I have more than 5000+ servers and 10,000+ logs coming to Splunk daily. How do I check whether all the logs are coming into Splunk properly by using a dashboard or report.
If any of the logs not received, I need to be alerted through an email alert.
We use the following search... runs for over 2 mins in our environment (not perfect, but works for us). We have it scheduled to run periodically. You can adjust the timing to meet your need.
index=* earliest=-30m@m | eval when=if(_time>relative_time(now(), "-15m@m"), "now", "earlier") | eval h=host." - ".source | chart count over h by when | where earlier>0 AND now=0
PS: This will take a while to run. Depending on how long it runs in your environment, you may want to consider SI for this.
There are a variety of reasons why logs might not be coming into Splunk properly. If you are looking for Splunk internal ingest failures then the splunkd log in the _internal index can be used to build an alert for Splunk failing to index because of blocked queues, etc. However, this would not cover a failure outside of Splunk.
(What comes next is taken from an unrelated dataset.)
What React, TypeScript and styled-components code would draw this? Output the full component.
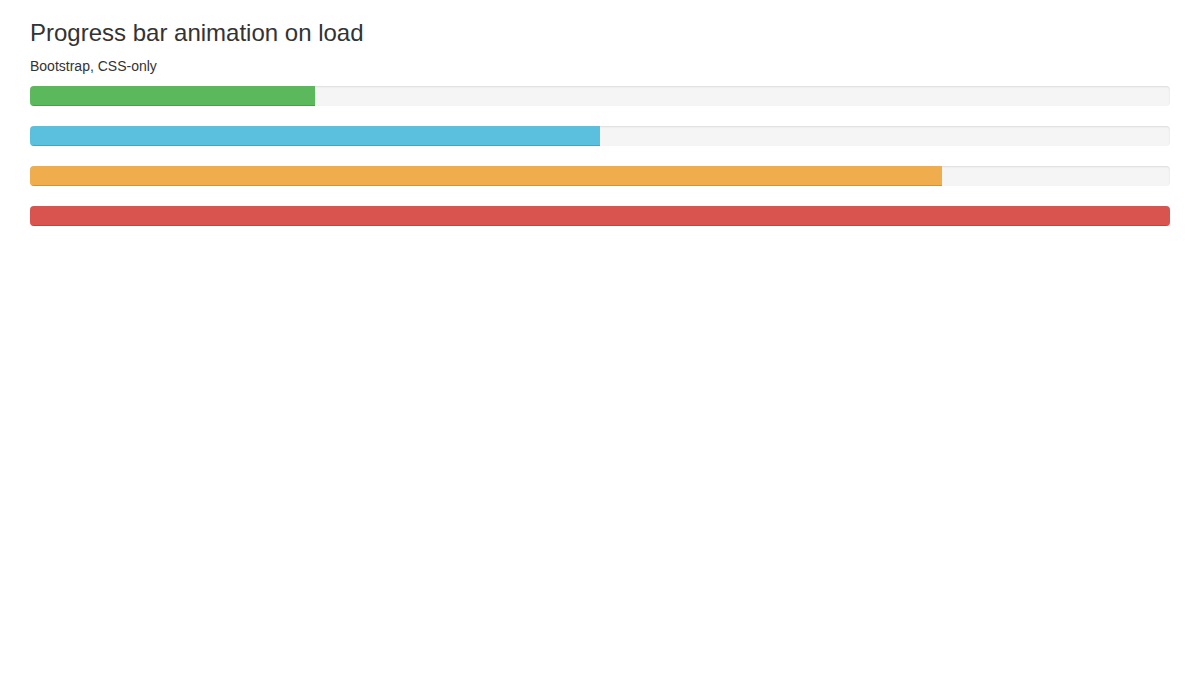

My idea would be to create a time window where you would expect at least one log to come in and alert on when that search returns no results.
For example, if you expect at least 1 event to be sent over from your syslog server every minute, build an alert:
"source=$syslogserver" for a rolling time window of 1 minute. Fire an alert if number of results==0
So for each discrete source you could generate a time window search that could tell you whether any logs have been indexed within the set time period. Absence of results would mean that something might be wrong.